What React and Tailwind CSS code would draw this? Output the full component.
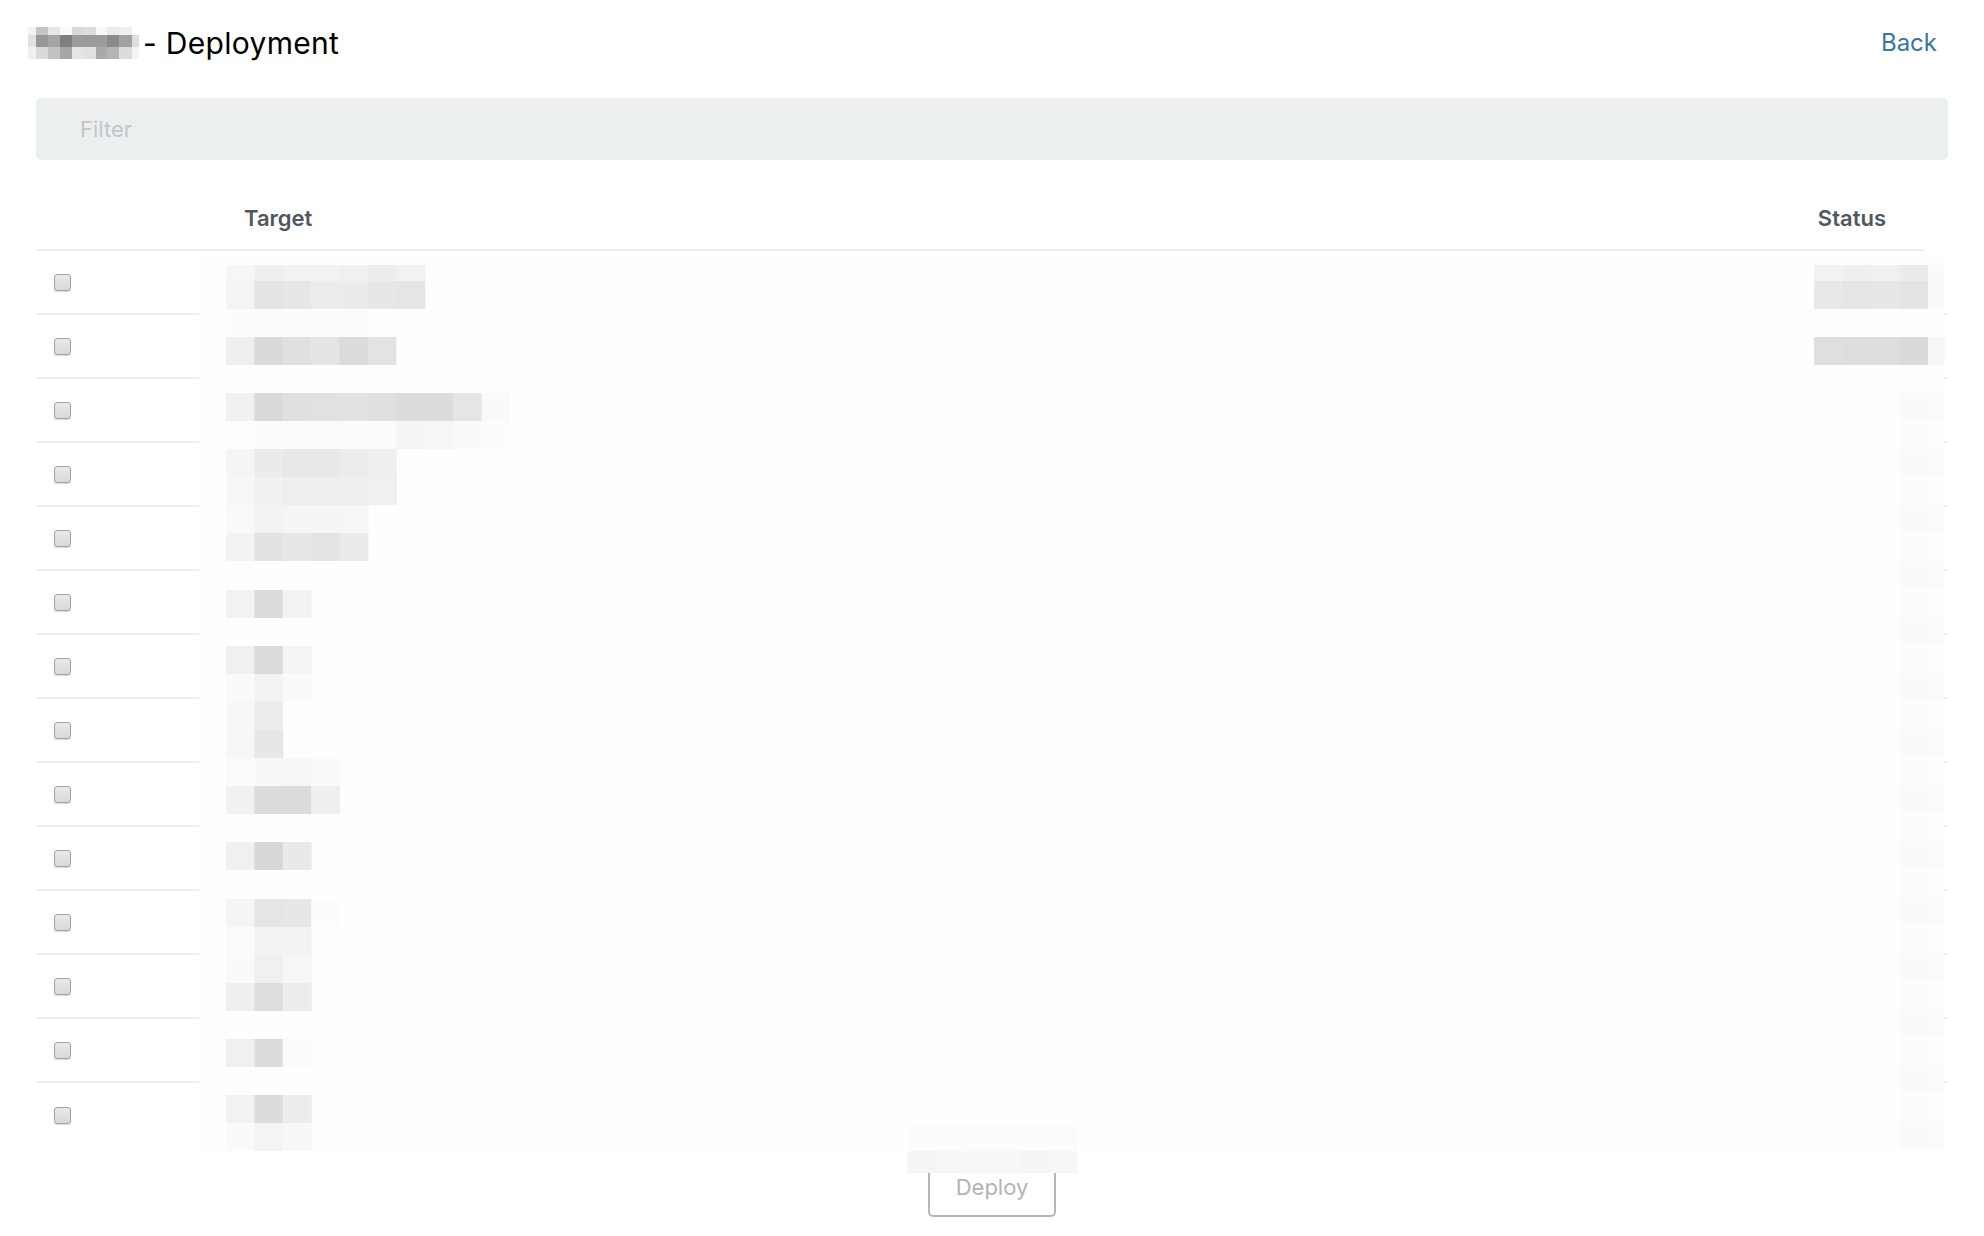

○ ○ ○

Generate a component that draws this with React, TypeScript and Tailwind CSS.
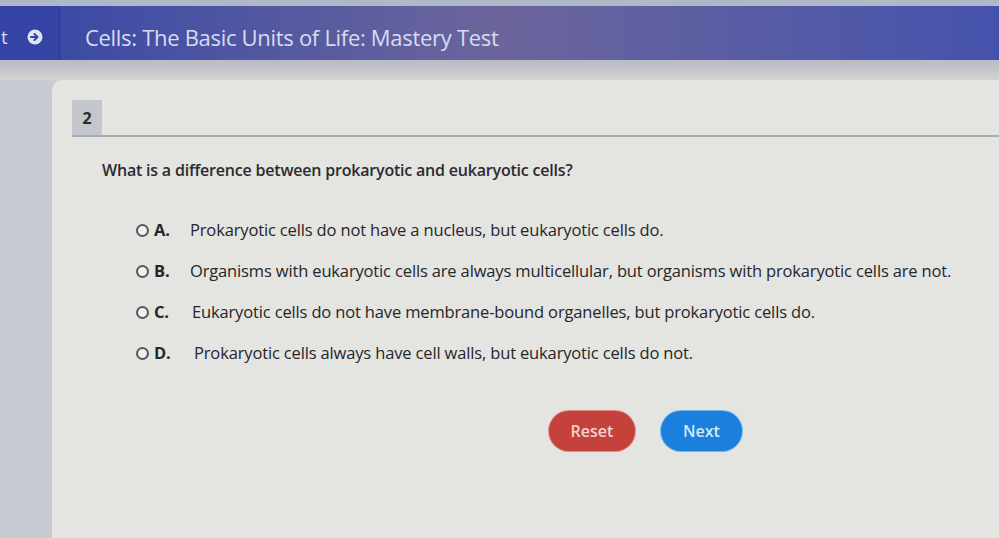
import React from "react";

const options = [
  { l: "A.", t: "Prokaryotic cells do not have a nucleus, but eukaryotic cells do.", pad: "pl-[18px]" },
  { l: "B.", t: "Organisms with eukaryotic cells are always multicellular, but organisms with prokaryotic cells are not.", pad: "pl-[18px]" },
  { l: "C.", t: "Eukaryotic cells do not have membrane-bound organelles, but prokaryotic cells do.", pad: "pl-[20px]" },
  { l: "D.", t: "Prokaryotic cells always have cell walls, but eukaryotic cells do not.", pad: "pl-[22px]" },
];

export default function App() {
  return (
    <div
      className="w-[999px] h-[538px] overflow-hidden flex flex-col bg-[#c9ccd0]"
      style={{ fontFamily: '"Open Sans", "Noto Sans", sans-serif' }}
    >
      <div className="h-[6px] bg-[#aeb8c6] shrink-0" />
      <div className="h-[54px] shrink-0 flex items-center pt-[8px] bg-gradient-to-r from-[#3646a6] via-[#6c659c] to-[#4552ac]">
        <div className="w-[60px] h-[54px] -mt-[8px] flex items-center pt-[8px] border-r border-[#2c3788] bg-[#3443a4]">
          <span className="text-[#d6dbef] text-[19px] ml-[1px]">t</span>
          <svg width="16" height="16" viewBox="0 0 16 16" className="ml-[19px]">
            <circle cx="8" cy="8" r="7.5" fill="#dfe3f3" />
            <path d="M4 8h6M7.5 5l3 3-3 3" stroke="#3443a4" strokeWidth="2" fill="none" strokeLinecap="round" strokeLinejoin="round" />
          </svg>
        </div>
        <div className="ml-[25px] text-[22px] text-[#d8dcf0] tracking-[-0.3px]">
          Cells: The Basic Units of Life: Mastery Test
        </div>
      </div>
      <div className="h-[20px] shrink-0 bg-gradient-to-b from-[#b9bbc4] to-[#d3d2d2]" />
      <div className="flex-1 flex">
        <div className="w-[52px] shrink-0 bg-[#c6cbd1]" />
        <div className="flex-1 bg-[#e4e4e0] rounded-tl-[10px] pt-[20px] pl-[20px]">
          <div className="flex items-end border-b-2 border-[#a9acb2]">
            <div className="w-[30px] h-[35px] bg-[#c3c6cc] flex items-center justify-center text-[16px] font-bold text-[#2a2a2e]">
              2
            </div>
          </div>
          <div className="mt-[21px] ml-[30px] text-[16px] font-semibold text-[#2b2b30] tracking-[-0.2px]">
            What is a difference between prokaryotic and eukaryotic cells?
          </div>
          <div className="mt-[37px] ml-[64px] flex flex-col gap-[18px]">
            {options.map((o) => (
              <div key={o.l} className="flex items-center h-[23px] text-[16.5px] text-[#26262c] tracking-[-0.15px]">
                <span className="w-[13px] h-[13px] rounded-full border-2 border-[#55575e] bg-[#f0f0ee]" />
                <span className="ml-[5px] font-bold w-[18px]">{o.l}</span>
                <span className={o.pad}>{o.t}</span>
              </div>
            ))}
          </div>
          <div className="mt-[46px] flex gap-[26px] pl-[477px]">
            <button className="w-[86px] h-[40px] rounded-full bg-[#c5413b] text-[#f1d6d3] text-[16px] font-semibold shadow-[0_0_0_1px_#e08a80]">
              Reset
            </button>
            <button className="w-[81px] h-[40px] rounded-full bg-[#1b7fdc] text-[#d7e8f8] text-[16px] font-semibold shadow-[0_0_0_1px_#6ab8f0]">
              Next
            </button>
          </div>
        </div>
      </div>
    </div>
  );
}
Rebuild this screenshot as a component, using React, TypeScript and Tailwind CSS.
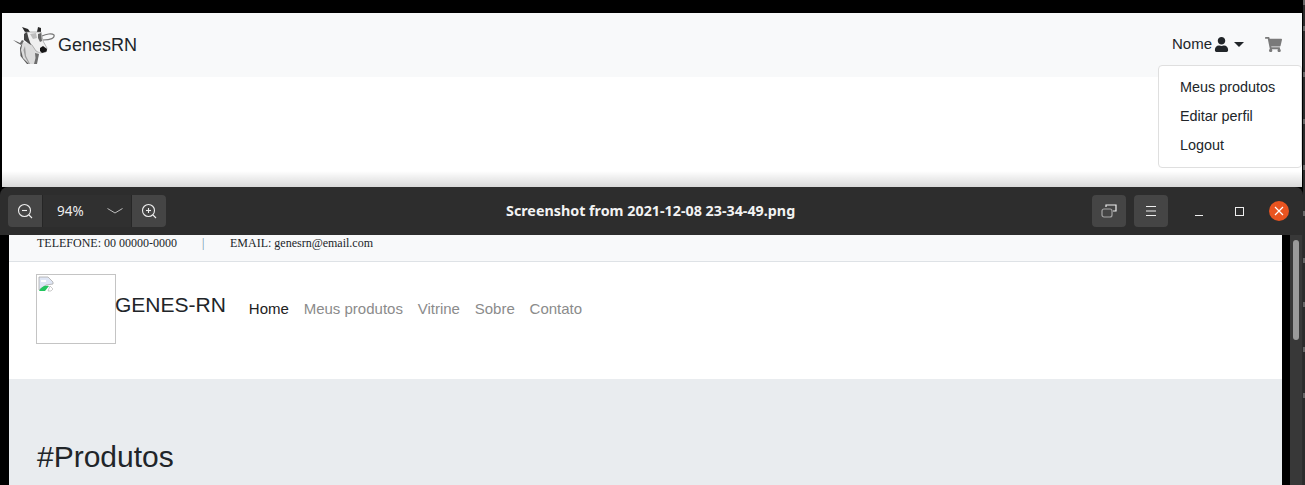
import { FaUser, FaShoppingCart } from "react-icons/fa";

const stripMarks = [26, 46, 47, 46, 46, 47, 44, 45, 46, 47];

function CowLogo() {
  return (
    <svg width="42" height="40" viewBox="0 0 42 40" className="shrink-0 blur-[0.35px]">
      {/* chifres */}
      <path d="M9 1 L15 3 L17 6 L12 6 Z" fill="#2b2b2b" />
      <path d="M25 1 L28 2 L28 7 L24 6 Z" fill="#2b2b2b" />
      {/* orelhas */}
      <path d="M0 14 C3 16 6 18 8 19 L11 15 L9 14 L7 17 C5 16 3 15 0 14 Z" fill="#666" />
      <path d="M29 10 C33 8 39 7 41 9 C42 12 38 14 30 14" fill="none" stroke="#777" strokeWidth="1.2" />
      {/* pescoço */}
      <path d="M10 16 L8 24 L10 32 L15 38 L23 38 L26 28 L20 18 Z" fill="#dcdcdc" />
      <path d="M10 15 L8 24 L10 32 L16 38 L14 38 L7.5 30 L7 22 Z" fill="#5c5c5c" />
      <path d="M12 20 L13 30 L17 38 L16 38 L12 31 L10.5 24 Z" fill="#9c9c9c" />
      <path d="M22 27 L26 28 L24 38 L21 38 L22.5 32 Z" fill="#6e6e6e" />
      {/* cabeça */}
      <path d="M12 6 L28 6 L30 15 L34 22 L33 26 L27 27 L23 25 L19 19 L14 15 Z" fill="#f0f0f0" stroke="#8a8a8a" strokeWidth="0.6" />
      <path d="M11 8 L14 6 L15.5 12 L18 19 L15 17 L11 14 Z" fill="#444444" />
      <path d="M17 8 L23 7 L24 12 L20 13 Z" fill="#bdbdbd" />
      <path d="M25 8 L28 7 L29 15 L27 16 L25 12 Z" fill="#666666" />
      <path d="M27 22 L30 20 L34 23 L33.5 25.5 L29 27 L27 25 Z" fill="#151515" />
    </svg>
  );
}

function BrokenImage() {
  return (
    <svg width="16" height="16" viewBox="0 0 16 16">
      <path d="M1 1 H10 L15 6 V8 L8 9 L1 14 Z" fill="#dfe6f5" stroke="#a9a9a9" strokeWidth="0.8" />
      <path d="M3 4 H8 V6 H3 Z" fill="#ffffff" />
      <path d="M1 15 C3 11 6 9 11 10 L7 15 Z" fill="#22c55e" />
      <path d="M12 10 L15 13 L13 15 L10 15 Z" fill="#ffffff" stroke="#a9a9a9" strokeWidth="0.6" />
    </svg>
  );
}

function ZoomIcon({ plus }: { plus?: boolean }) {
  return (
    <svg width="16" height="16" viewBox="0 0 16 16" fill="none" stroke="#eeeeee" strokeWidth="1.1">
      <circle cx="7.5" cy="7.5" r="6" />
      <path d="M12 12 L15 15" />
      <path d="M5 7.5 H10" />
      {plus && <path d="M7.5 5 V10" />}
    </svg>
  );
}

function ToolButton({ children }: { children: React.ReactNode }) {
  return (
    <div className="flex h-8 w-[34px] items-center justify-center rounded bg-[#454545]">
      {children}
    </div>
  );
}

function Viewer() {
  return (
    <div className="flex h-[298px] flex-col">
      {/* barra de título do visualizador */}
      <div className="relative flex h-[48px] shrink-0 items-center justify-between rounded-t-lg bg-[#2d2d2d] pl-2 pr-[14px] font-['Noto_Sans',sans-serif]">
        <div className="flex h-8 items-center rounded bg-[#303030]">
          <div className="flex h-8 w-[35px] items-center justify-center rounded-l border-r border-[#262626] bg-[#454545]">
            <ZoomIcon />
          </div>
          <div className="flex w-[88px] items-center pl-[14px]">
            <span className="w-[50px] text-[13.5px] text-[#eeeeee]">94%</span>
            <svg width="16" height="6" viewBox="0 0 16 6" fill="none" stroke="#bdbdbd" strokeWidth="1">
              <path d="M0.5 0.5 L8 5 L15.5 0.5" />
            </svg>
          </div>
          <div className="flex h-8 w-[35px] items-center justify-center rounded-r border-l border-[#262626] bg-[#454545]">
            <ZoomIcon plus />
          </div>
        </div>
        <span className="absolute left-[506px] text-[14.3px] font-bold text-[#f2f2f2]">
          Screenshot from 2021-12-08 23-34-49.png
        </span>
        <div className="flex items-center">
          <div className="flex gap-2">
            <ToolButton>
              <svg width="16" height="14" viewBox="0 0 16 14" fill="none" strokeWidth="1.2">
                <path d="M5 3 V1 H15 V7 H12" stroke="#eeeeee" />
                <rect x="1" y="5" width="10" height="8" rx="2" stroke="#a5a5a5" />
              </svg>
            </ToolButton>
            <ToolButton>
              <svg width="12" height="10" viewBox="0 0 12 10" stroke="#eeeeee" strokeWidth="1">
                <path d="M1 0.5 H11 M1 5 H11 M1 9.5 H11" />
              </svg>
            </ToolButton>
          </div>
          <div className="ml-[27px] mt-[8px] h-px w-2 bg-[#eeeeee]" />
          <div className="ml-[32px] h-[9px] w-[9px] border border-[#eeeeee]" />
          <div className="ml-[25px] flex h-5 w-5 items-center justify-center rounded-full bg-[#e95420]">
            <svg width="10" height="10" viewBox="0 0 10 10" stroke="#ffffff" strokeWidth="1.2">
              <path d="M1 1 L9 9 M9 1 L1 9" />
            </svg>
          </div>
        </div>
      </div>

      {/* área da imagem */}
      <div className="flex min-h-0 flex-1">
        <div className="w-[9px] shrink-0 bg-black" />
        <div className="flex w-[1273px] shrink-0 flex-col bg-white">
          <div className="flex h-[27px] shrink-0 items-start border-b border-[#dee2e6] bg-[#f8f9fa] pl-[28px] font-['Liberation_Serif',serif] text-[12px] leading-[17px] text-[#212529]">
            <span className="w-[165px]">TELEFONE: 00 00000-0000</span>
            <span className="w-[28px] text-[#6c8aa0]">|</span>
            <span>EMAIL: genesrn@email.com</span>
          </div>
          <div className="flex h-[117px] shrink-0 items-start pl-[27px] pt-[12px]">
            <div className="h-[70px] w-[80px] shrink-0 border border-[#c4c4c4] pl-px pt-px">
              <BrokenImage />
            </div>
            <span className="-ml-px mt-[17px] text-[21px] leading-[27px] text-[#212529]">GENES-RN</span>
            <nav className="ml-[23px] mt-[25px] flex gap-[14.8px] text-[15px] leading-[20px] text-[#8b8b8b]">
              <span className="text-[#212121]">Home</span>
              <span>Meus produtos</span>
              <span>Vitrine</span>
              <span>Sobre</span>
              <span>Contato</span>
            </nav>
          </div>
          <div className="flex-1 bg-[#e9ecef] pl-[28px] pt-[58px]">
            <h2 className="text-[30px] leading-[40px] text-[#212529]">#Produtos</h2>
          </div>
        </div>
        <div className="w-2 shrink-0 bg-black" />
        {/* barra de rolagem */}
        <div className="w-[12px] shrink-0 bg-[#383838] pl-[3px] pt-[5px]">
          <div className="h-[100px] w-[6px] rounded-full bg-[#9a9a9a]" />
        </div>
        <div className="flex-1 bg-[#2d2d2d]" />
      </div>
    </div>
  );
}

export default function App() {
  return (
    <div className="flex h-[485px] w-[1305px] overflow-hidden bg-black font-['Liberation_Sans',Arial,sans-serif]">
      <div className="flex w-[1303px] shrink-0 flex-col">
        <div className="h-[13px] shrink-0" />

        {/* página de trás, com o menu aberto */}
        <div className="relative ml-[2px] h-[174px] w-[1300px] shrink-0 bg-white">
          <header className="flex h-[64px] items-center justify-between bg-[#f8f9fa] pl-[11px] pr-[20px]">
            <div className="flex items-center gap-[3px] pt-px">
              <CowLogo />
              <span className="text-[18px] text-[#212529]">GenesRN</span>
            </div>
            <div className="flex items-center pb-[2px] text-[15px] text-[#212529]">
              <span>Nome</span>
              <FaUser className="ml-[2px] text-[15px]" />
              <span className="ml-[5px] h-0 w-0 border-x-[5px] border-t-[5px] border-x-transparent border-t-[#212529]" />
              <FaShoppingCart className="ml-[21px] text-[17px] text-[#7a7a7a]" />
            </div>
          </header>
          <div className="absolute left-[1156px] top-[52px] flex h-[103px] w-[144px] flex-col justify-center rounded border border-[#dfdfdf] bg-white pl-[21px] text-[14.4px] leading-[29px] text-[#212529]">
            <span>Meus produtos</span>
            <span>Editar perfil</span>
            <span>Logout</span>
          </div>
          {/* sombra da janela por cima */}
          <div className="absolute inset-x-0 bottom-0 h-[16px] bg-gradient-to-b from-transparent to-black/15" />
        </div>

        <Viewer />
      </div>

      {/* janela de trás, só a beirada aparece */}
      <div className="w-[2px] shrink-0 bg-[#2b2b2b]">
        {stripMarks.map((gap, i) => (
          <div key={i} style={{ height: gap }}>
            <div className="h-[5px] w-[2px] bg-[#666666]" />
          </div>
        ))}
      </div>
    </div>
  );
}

○ ○ ○

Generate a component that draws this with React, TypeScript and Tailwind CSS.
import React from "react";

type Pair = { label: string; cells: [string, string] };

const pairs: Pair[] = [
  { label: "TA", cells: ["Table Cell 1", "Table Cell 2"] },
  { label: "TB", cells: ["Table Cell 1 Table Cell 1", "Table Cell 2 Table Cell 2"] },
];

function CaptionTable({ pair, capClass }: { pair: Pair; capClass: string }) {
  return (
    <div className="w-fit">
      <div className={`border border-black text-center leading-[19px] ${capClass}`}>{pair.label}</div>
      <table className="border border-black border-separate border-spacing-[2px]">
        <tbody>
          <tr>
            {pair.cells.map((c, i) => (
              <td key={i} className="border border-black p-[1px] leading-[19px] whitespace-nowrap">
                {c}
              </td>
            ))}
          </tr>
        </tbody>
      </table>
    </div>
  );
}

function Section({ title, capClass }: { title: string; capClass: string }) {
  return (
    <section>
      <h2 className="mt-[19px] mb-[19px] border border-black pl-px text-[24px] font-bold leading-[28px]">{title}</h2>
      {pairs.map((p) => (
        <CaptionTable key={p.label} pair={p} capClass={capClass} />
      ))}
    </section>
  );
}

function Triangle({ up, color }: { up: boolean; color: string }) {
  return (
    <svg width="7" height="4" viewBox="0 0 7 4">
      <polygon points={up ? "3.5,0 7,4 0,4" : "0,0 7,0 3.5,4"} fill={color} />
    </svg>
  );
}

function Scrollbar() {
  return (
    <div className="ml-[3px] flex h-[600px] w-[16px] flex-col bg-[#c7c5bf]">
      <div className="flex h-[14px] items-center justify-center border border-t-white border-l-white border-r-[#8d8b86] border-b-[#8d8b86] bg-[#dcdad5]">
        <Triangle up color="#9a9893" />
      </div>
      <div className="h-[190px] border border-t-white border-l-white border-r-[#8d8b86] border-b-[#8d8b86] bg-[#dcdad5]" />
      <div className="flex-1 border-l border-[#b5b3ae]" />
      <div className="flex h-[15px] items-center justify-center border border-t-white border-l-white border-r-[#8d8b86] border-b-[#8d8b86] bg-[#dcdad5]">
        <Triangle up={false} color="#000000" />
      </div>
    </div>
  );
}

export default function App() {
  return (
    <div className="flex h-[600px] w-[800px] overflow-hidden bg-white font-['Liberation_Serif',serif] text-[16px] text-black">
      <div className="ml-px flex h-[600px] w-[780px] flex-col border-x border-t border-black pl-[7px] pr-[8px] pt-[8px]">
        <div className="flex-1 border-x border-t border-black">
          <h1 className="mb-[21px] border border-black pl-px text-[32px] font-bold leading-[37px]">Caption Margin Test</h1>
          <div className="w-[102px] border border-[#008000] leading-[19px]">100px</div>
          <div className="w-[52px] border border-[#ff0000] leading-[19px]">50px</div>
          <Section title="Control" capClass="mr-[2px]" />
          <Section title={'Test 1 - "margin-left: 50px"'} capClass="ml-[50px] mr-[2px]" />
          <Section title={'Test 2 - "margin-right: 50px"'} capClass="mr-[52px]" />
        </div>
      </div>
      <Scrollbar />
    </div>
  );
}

○ ○ ○

**AIM:** Pull out only the lines from the one with "Rebuild this screenshot" up to and including the one with "45, 46, 47];", and drop any pictures along the way.

**COMPLETE ANSWER:**
Rebuild this screenshot as a component, using React, TypeScript and Tailwind CSS.
import { FaUser, FaShoppingCart } from "react-icons/fa";

const stripMarks = [26, 46, 47, 46, 46, 47, 44, 45, 46, 47];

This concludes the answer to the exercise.